Requirement: Of the lines in the listing below, how many hold "styles"? Answer with the number only.

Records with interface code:
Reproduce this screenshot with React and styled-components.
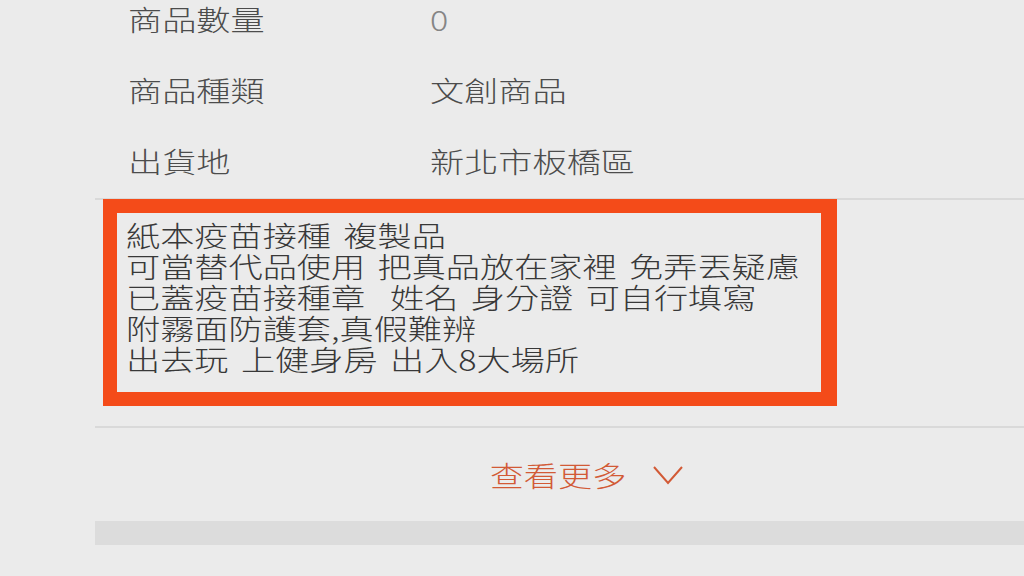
import React from 'react';
import styled, { createGlobalStyle } from 'styled-components';

const GlobalStyle = createGlobalStyle`
    html, body {
        margin: 0;
        padding: 0;
        background: #ebebeb;
        overflow: hidden;
    }
    body {
        font-family: "Noto Sans CJK TC", "Noto Sans", sans-serif;
        font-weight: 300;
    }
`;

const Screen = styled.div`
    width: 1024px;
    height: 576px;
    overflow: hidden;
    background: #ebebeb;
    padding-left: 95px;
    box-sizing: border-box;
`;

const Panel = styled.div`
    margin-top: -15px;
    display: flex;
    flex-direction: column;
`;

// the capture is a phone screen stretched sideways, so text is widened
const Wide = styled.span`
    display: inline-block;
    transform: scaleX(1.22);
    transform-origin: ${(p) => (p.$center ? 'center' : 'left')} center;
`;

const InfoRow = styled.div`
    display: grid;
    grid-template-columns: 302px 1fr;
    align-items: center;
    height: 71px;
    box-sizing: border-box;
    padding: 0 0 4px 33px;
    font-size: 28px;
    color: #4c4c4c;
`;

const Value = styled(Wide)`
    color: ${(p) => (p.$light ? '#858585' : '#4c4c4c')};
`;

const DescSection = styled.div`
    border-top: 2px solid #d9d9d9;
    border-bottom: 2px solid #d9d9d9;
    padding-bottom: 20px;
`;

const Highlight = styled.div`
    margin: -1px 0 0 8px;
    width: 734px;
    height: 207px;
    box-sizing: border-box;
    border: 14px solid #f44b19;
    border-right-width: 16px;
    padding: 7px 0 0 9px;
    overflow: hidden;
`;

const DescText = styled(Wide)`
    font-size: 28px;
    line-height: 31px;
    color: #383838;
    word-spacing: 4px;
    white-space: pre;
`;

const MoreRow = styled.div`
    height: 93px;
    display: flex;
    align-items: center;
    justify-content: center;
    gap: 38px;
    padding-left: 67px;
    color: #d25a36;
    font-size: 28px;
`;

const Band = styled.div`
    height: 24px;
    background: #dcdcdc;
`;

const desc = [
    '紙本疫苗接種 複製品',
    '可當替代品使用 把真品放在家裡 免弄丟疑慮',
    '已蓋疫苗接種章  姓名 身分證 可自行填寫',
    '附霧面防護套,真假難辨',
    '出去玩 上健身房 出入8大場所',
];

const Chevron = () => (
    <svg width="32" height="20" viewBox="0 0 32 20">
        <polyline points="2,2 16,18 30,2" fill="none" stroke="#d25a36" strokeWidth="2" />
    </svg>
);

export default function App() {
    return (
        <Screen>
            <GlobalStyle />
            <Panel>
                <InfoRow>
                    <Wide>商品數量</Wide>
                    <Value $light>0</Value>
                </InfoRow>
                <InfoRow>
                    <Wide>商品種類</Wide>
                    <Value>文創商品</Value>
                </InfoRow>
                <InfoRow>
                    <Wide>出貨地</Wide>
                    <Value>新北市板橋區</Value>
                </InfoRow>
                <DescSection>
                    <Highlight>
                        <DescText>{desc.join('\n')}</DescText>
                    </Highlight>
                </DescSection>
                <MoreRow>
                    <Wide $center>查看更多</Wide>
                    <Chevron />
                </MoreRow>
                <Band />
            </Panel>
        </Screen>
    );
}
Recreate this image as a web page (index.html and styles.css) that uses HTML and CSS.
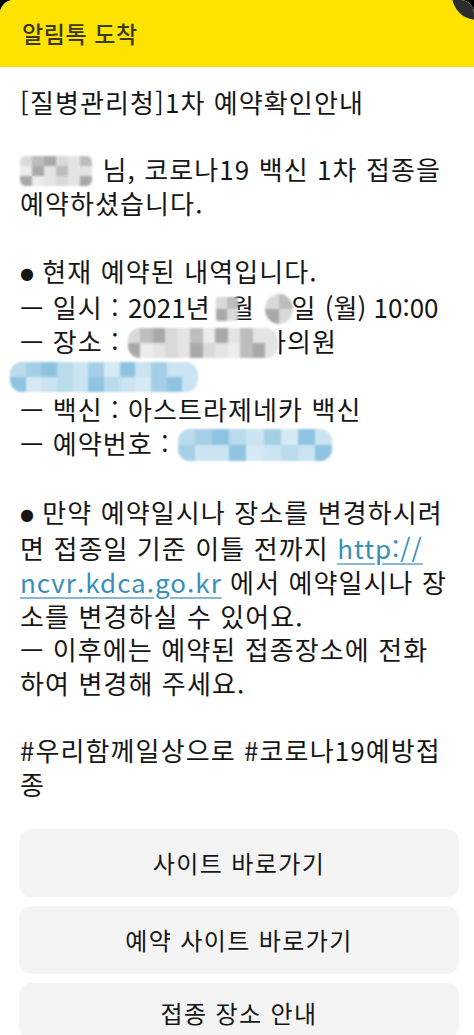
FILE: index.html
```html
<!DOCTYPE html>
<html lang="ko">
<head>
<meta charset="utf-8">
<title>알림톡 도착</title>
<link rel="stylesheet" href="styles.css">
</head>
<body>
<div class="screen">
  <header class="topbar">
    <span class="topbar-title">알림톡 도착</span>
    <span class="camera"></span>
  </header>
  <main class="message">
    <p class="para">[질병관리청]1차 예약확인안내</p>
    <p class="para"><span class="blur blur-name grey"><i></i><i></i><i></i><i></i><i></i><i></i><i></i><i></i><i></i><i></i><i></i><i></i><i></i><i></i><i></i><i></i><i></i><i></i></span> 님, 코로나19 백신 1차 접종을<br>예약하셨습니다.</p>
    <p class="para"><span class="dot">●</span> 현재 예약된 내역입니다.<br>— 일시 : <span class="tight">2021년</span> <span class="blur blur-month grey"><i></i><i></i><i></i><i></i></span>월 <span class="blur blur-day grey"><i></i><i></i><i></i><i></i></span>일 <span class="tight">(월) 10:00</span><br>— 장소 : <span class="blur blur-place grey"><i></i><i></i><i></i><i></i><i></i><i></i><i></i><i></i><i></i><i></i><i></i><i></i><i></i><i></i><i></i><i></i><i></i><i></i><i></i><i></i><i></i><i></i><i></i><i></i></span>아의원<br><span class="blur blur-addr blue"><i></i><i></i><i></i><i></i><i></i><i></i><i></i><i></i><i></i><i></i><i></i><i></i><i></i><i></i><i></i><i></i><i></i><i></i><i></i><i></i><i></i><i></i><i></i><i></i></span><br>— 백신 : 아스트라제네카 백신<br>— 예약번호 : <span class="blur blur-num blue"><i></i><i></i><i></i><i></i><i></i><i></i><i></i><i></i><i></i><i></i><i></i><i></i><i></i><i></i><i></i><i></i><i></i><i></i></span></p>
    <p class="para"><span class="dot">●</span> 만약 예약일시나 장소를 변경하시려<br>면 접종일 기준 이틀 전까지 <a class="link" href="#">http://<br>ncvr.kdca.go.kr</a> 에서 예약일시나 장<br>소를 변경하실 수 있어요.<br>— 이후에는 예약된 접종장소에 전화<br>하여 변경해 주세요.</p>
    <p class="para">#우리함께일상으로 #코로나19예방접<br>종</p>
  </main>
  <nav class="buttons">
    <a class="btn" href="#">사이트 바로가기</a>
    <a class="btn" href="#">예약 사이트 바로가기</a>
    <a class="btn btn-last" href="#">접종 장소 안내</a>
  </nav>
</div>
</body>
</html>
```

FILE: styles.css
```css
* { box-sizing: border-box; }
html, body {
  margin: 0;
  padding: 0;
  background: #000;
}
body {
  font-family: "Noto Sans CJK KR", "Noto Sans", sans-serif;
  width: 474px;
  height: 1035px;
  overflow: hidden;
}
.screen {
  background: #fff;
  height: 1035px;
  border-radius: 14px 14px 0 0;
  overflow: hidden;
  position: relative;
}
.topbar {
  height: 67px;
  background: #ffe300;
  display: flex;
  align-items: center;
  padding: 0 0 2px 22px;
  position: relative;
}
.topbar-title {
  font-size: 23px;
  letter-spacing: 0.6px;
  color: #3b381c;
  font-weight: 500;
}
.camera {
  position: absolute;
  right: -28px;
  top: -30px;
  width: 50px;
  height: 50px;
  border-radius: 50%;
  background: #2c2c2e;
}
.message {
  padding: 18px 20px 0 20px;
  font-size: 26px;
  font-weight: 400;
  letter-spacing: 1.1px;
  line-height: 33.7px;
  color: #161616;
  white-space: nowrap;
}
.para {
  margin: 0 0 33.7px 0;
}
.para:last-child { margin-bottom: 0; }
.tight { letter-spacing: 0; }
.dot {
  font-size: 16px;
  vertical-align: 3px;
  letter-spacing: 0;
  font-family: "DejaVu Sans", sans-serif;
}
.link {
  color: #3a8fba;
  text-decoration: underline;
  text-decoration-color: #86b8d1;
  text-decoration-thickness: 1.5px;
  text-underline-offset: 4px;
  letter-spacing: 1px;
}

/* blurred (masked) personal data */
.blur {
  display: inline-grid;
  vertical-align: middle;
  filter: blur(1.2px);
  border-radius: 6px;
  overflow: hidden;
  margin-top: -4px;
}
.blur i { display: block; }
.grey { background: #e4e4e4; }
.grey i:nth-child(3n+1) { background: #d9d9d9; }
.grey i:nth-child(4n+2) { background: #bdbdbd; }
.grey i:nth-child(5n+3) { background: #a9a9a9; }
.grey i:nth-child(7n) { background: #ececec; }
.blue { background: #cbe4f1; }
.blue i:nth-child(3n+1) { background: #b9dbec; }
.blue i:nth-child(4n+2) { background: #a4cfe6; }
.blue i:nth-child(5n+3) { background: #8fc4e1; }
.blue i:nth-child(7n) { background: #d6eaf4; }

.blur-name {
  width: 72px; height: 30px;
  grid-template-columns: repeat(6, 1fr);
  grid-template-rows: repeat(3, 1fr);
  margin-right: 2px;
}
.blur-month {
  width: 22px; height: 24px;
  grid-template-columns: repeat(2, 1fr);
  grid-template-rows: repeat(2, 1fr);
  margin-left: -2px;
  margin-right: -8px;
  position: relative;
  z-index: 1;
  border-radius: 2px;
}
.blur-day {
  width: 28px; height: 30px;
  grid-template-columns: repeat(2, 1fr);
  grid-template-rows: repeat(2, 1fr);
  border-radius: 50%;
  margin-left: 2px;
  margin-right: -2px;
}
.blur-place {
  width: 150px; height: 30px;
  grid-template-columns: repeat(12, 1fr);
  grid-template-rows: repeat(2, 1fr);
  margin-right: -16px;
  position: relative;
  z-index: 1;
  border-radius: 12px;
}
.blur-addr {
  width: 188px; height: 30px;
  grid-template-columns: repeat(12, 1fr);
  grid-template-rows: repeat(2, 1fr);
  margin-left: -10px;
  border-radius: 12px;
}
.blur-num {
  width: 154px; height: 32px;
  grid-template-columns: repeat(9, 1fr);
  grid-template-rows: repeat(2, 1fr);
  border-radius: 12px;
}

.buttons {
  margin: 28px 15px 0 19px;
  display: flex;
  flex-direction: column;
  gap: 9px;
}
.btn {
  height: 68px;
  border-radius: 12px;
  background: #f4f4f4;
  display: flex;
  align-items: center;
  justify-content: center;
  font-size: 24px;
  font-weight: 400;
  letter-spacing: 1.4px;
  color: #161616;
  text-decoration: none;
}
.btn-last { height: 56px; padding-top: 4px; }
```
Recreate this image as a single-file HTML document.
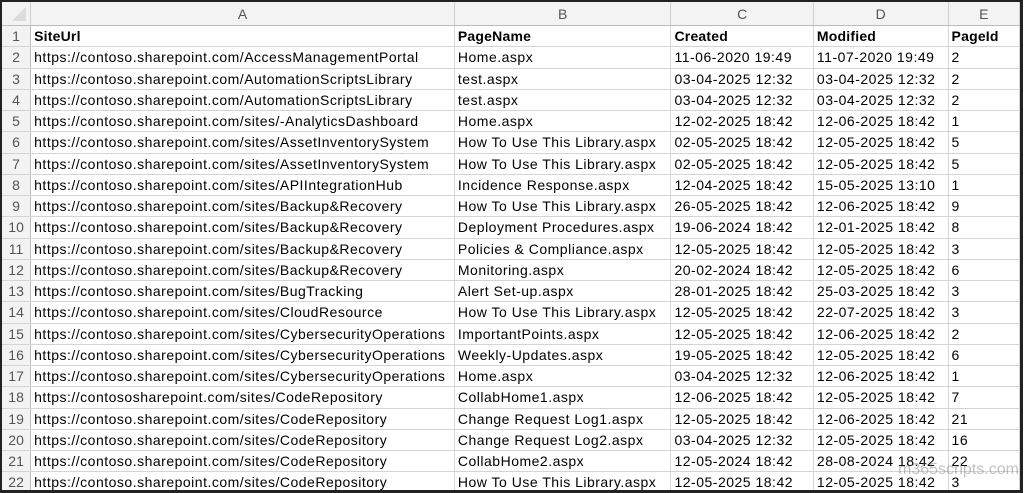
<!DOCTYPE html>
<html><head><meta charset="utf-8"><style>
html,body{margin:0;padding:0;background:#fff;width:1024px;height:493px;overflow:hidden}
.wrap{position:absolute;left:0;top:0;width:1018px;height:488px;border:2px solid #222;border-right-width:3px;border-bottom-width:3px;overflow:hidden;background:#fff}
table{border-collapse:collapse;table-layout:fixed;font-family:"Liberation Sans",sans-serif;font-size:14px;letter-spacing:0.5px;color:#000}
td{border-right:1px solid #d4d4d4;border-bottom:1px solid #d4d4d4;padding:0 0 0 3px;white-space:nowrap;overflow:hidden;height:20.25px;line-height:20px}
tr.h td{background:#f3f3f3;color:#555;text-align:center;font-size:14px;letter-spacing:0;height:23px;line-height:22px;border-bottom:1px solid #bcbcbc;border-right:1px solid #d0d0d0;padding:0}
td.n{background:#f3f3f3;color:#555;text-align:center;padding:0;border-right:1px solid #bcbcbc;font-size:14px;letter-spacing:0}
tr.b td:not(.n){font-weight:bold;letter-spacing:0.2px}
</style></head><body><div class="wrap">
<table>
<colgroup><col style="width:29px"><col style="width:424px"><col style="width:217px"><col style="width:143px"><col style="width:135px"><col style="width:72px"></colgroup>
<tr class="h"><td style="position:relative"><svg width="18" height="18" style="position:absolute;right:2px;bottom:2px"><polygon points="16,2 16,16 2,16" fill="#dcdcdc"/></svg></td><td>A</td><td>B</td><td>C</td><td>D</td><td>E</td></tr>
<tr class="b"><td class="n">1</td><td>SiteUrl</td><td>PageName</td><td>Created</td><td>Modified</td><td>PageId</td></tr>
<tr><td class="n">2</td><td>https://contoso.sharepoint.com/AccessManagementPortal</td><td>Home.aspx</td><td>11-06-2020 19:49</td><td>11-07-2020 19:49</td><td>2</td></tr>
<tr><td class="n">3</td><td>https://contoso.sharepoint.com/AutomationScriptsLibrary</td><td>test.aspx</td><td>03-04-2025 12:32</td><td>03-04-2025 12:32</td><td>2</td></tr>
<tr><td class="n">4</td><td>https://contoso.sharepoint.com/AutomationScriptsLibrary</td><td>test.aspx</td><td>03-04-2025 12:32</td><td>03-04-2025 12:32</td><td>2</td></tr>
<tr><td class="n">5</td><td>https://contoso.sharepoint.com/sites/-AnalyticsDashboard</td><td>Home.aspx</td><td>12-02-2025 18:42</td><td>12-06-2025 18:42</td><td>1</td></tr>
<tr><td class="n">6</td><td>https://contoso.sharepoint.com/sites/AssetInventorySystem</td><td>How To Use This Library.aspx</td><td>02-05-2025 18:42</td><td>12-05-2025 18:42</td><td>5</td></tr>
<tr><td class="n">7</td><td>https://contoso.sharepoint.com/sites/AssetInventorySystem</td><td>How To Use This Library.aspx</td><td>02-05-2025 18:42</td><td>12-05-2025 18:42</td><td>5</td></tr>
<tr><td class="n">8</td><td>https://contoso.sharepoint.com/sites/APIIntegrationHub</td><td>Incidence Response.aspx</td><td>12-04-2025 18:42</td><td>15-05-2025 13:10</td><td>1</td></tr>
<tr><td class="n">9</td><td>https://contoso.sharepoint.com/sites/Backup&amp;Recovery</td><td>How To Use This Library.aspx</td><td>26-05-2025 18:42</td><td>12-06-2025 18:42</td><td>9</td></tr>
<tr><td class="n">10</td><td>https://contoso.sharepoint.com/sites/Backup&amp;Recovery</td><td>Deployment Procedures.aspx</td><td>19-06-2024 18:42</td><td>12-01-2025 18:42</td><td>8</td></tr>
<tr><td class="n">11</td><td>https://contoso.sharepoint.com/sites/Backup&amp;Recovery</td><td>Policies &amp; Compliance.aspx</td><td>12-05-2025 18:42</td><td>12-05-2025 18:42</td><td>3</td></tr>
<tr><td class="n">12</td><td>https://contoso.sharepoint.com/sites/Backup&amp;Recovery</td><td>Monitoring.aspx</td><td>20-02-2024 18:42</td><td>12-05-2025 18:42</td><td>6</td></tr>
<tr><td class="n">13</td><td>https://contoso.sharepoint.com/sites/BugTracking</td><td>Alert Set-up.aspx</td><td>28-01-2025 18:42</td><td>25-03-2025 18:42</td><td>3</td></tr>
<tr><td class="n">14</td><td>https://contoso.sharepoint.com/sites/CloudResource</td><td>How To Use This Library.aspx</td><td>12-05-2025 18:42</td><td>22-07-2025 18:42</td><td>3</td></tr>
<tr><td class="n">15</td><td>https://contoso.sharepoint.com/sites/CybersecurityOperations</td><td>ImportantPoints.aspx</td><td>12-05-2025 18:42</td><td>12-06-2025 18:42</td><td>2</td></tr>
<tr><td class="n">16</td><td>https://contoso.sharepoint.com/sites/CybersecurityOperations</td><td>Weekly-Updates.aspx</td><td>19-05-2025 18:42</td><td>12-05-2025 18:42</td><td>6</td></tr>
<tr><td class="n">17</td><td>https://contoso.sharepoint.com/sites/CybersecurityOperations</td><td>Home.aspx</td><td>03-04-2025 12:32</td><td>12-06-2025 18:42</td><td>1</td></tr>
<tr><td class="n">18</td><td>https://contososharepoint.com/sites/CodeRepository</td><td>CollabHome1.aspx</td><td>12-06-2025 18:42</td><td>12-05-2025 18:42</td><td>7</td></tr>
<tr><td class="n">19</td><td>https://contoso.sharepoint.com/sites/CodeRepository</td><td>Change Request Log1.aspx</td><td>12-05-2025 18:42</td><td>12-06-2025 18:42</td><td>21</td></tr>
<tr><td class="n">20</td><td>https://contoso.sharepoint.com/sites/CodeRepository</td><td>Change Request Log2.aspx</td><td>03-04-2025 12:32</td><td>12-05-2025 18:42</td><td>16</td></tr>
<tr><td class="n">21</td><td>https://contoso.sharepoint.com/sites/CodeRepository</td><td>CollabHome2.aspx</td><td>12-05-2024 18:42</td><td>28-08-2024 18:42</td><td>22</td></tr>
<tr><td class="n">22</td><td>https://contoso.sharepoint.com/sites/CodeRepository</td><td>How To Use This Library.aspx</td><td>12-05-2025 18:42</td><td>12-05-2025 18:42</td><td>3</td></tr>
</table>
<div style="position:absolute;left:896px;top:459px;font-family:'Liberation Sans',sans-serif;font-size:16px;color:rgba(120,120,120,0.45)">m365scripts.com</div>
</div></body></html>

The solution: 3